Volkswagen Group has signed a 10-year supply agreement with China’s second largest lithium producer in a move that will underpin the manufacture of more than 70 pure electric vehicle models over the next decade.
The German auto giant this week announced it had entered into a memorandum of understanding with Ganfeng Lithium Co Ltd for the supply of a significant share of its lithium requirements for batteries to power more than 22 million vehicles within the model ranges, between now and 2030.
That figure is an increase on its original goal of 15 million and signifies the group’s aim to lead the market in electric mobility.
Group board member for procurement Dr Stefan Sommer said the Ganfeng agreement comes at a time of increasing demand for raw materials to fuel electric vehicle cell production.
“We must make sure we cover the demand at an early stage,” he said.
“Long-term agreements like the one we have just concluded [with Ganfeng] are of crucial strategic significance for implementing our electric offensive.”
That offensive was unveiled last year at Volkswagen’s annual media conference in Berlin, when the Group – which owns 12 auto brands including Porsche, Audi, Bentley, Lamborghini, Seat, Skoda and Bugatti – detailed a strategy to accelerate the production of electric vehicles over the coming decade.
Key components would be an expansion of its assembly capacity to 16 plants globally by 2022 and the launch of a new electric vehicle model “virtually every month”, starting this year.
Fundamental to this strategy is the inking of battery supply agreements with partners in China and Europe to secure the lithium required by its production line.
And with global demand for the light metal expected to more than double by 2023, it makes sense that Volkswagen would want to beat the rush.
“With Ganfeng as a strategic partner, we are creating a secure basis for planning capacities and costs,” said head of corporate purchasing (e-mobility) Michael Bäcker.
“We are focused on building close relationships with the raw material industry and identifying and establishing common synergies along the high voltage battery value chain.”
In addition to the lithium supply arrangements, Mr Bäcker said Volkswagen and Ganfeng will co-operate on future topics such as battery recycling and solid-state batteries.
Pace of demand
As the world’s third largest lithium compounds producer, Ganfeng recently commissioned a new facility in China which will add 500 million tonnes per year to its current 1,000Mt/year production capacity.
The company currently exports over 20 lithium products for various applications worldwide, and has developed a breakthrough technology for lithium batteries which shortens the industry-standard production process and allows Ganfeng to speed its delivery to market.
This is not a bad thing when you consider how the pace of demand for lithium is expected to shift up a few gears into the next decade.
Electric vehicles is the market driving that trend.
According to analyst research, global electric vehicle sales grew from 1.2 million units in 2012 to 3 million units in 2017, representing a compound annual growth rate of 19%.

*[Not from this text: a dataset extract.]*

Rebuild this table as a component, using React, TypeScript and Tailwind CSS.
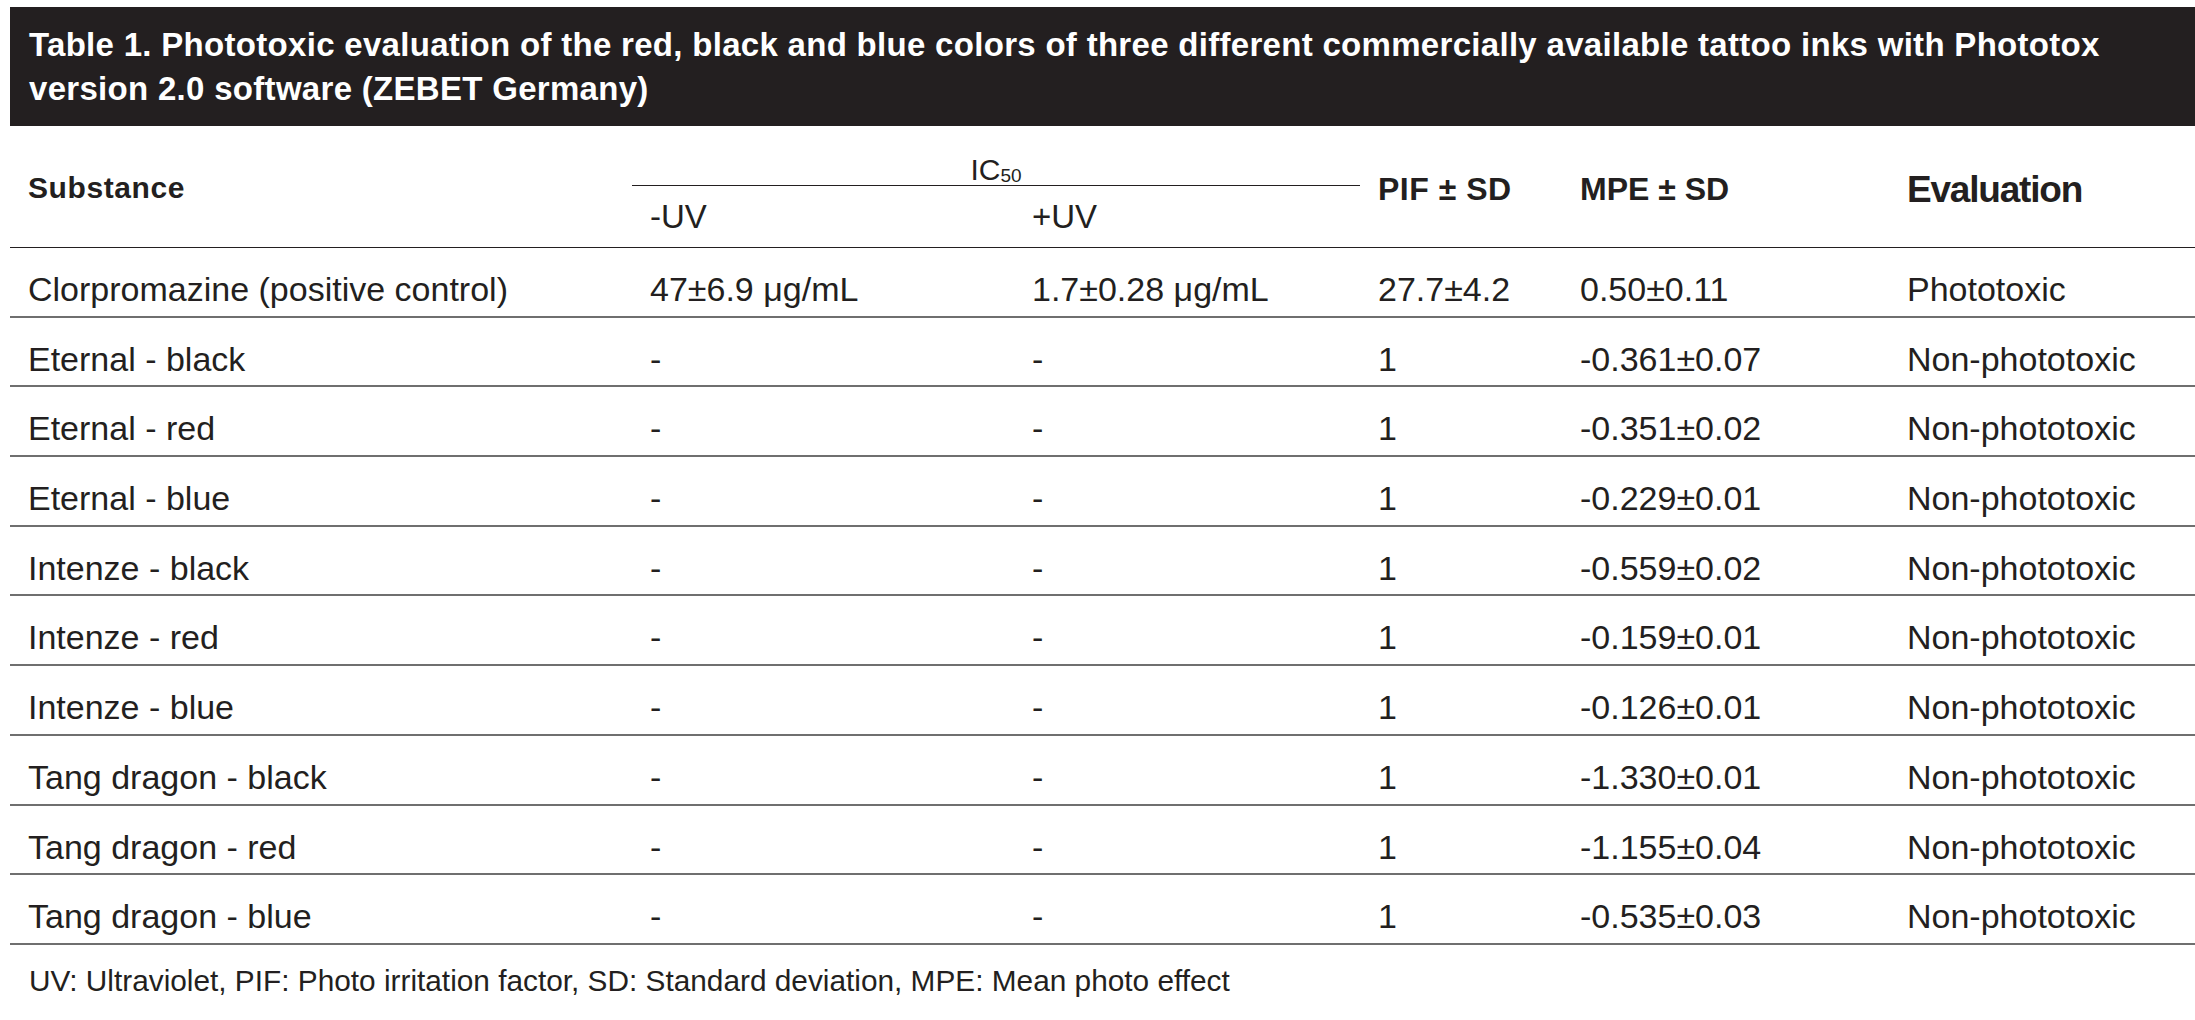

That figure has been estimated to reach 8.6 million units by 2022 (or 23% CAGR), facilitated by battery metals output from companies like Ganfeng.
China has traditionally been the biggest global consumer of lithium and the nation has commenced investing heavily in global lithium deals in a bid to corner the market.
In the past two years alone, it has invested $4.2 billion in South American lithium mining operations, surpassing the value of similar deals by Japanese and South Korean companies in the same period.
National Electric Vehicle policy
While parts of Europe and Asia dominate the electric vehicles market, Australia has lagged behind in its commitment. However, an ambitious election pledge announced this week by the federal Labor party hopes to speed the uptake.
Under the proposed National Electric Vehicle policy, the party wants 50% of new cars sold over the next 11 years in Australia to be electric and is offering an upfront 20% depreciation deduction for businesses.
The government would “send a strong signal to the global industry” by setting a target of 50% of new government purchases and leases to be electric by 2025, creating a second-hand market in the process.
While not setting a timeline or exact target, it also flagged its intention to introduce vehicle emissions standards to “ensure consumers are made significantly better off”.
The Australian Automotive Dealer Association and the Federal Chamber of Automotive Industries have slammed the policy as unrealistic, while the Electric Vehicle Council has lauded it as a potential “game changer which will spur investment and start driving the nation into a cleaner transport future”.
“The lack of certainty and support that the Australian Government has offered the electric vehicle sector to-date is unique in global terms,” said chief executive Behyad Jafari.
“Labor’s 50% target will finally show industry that Australia is committed to an electric transition and allow greater investment to follow.”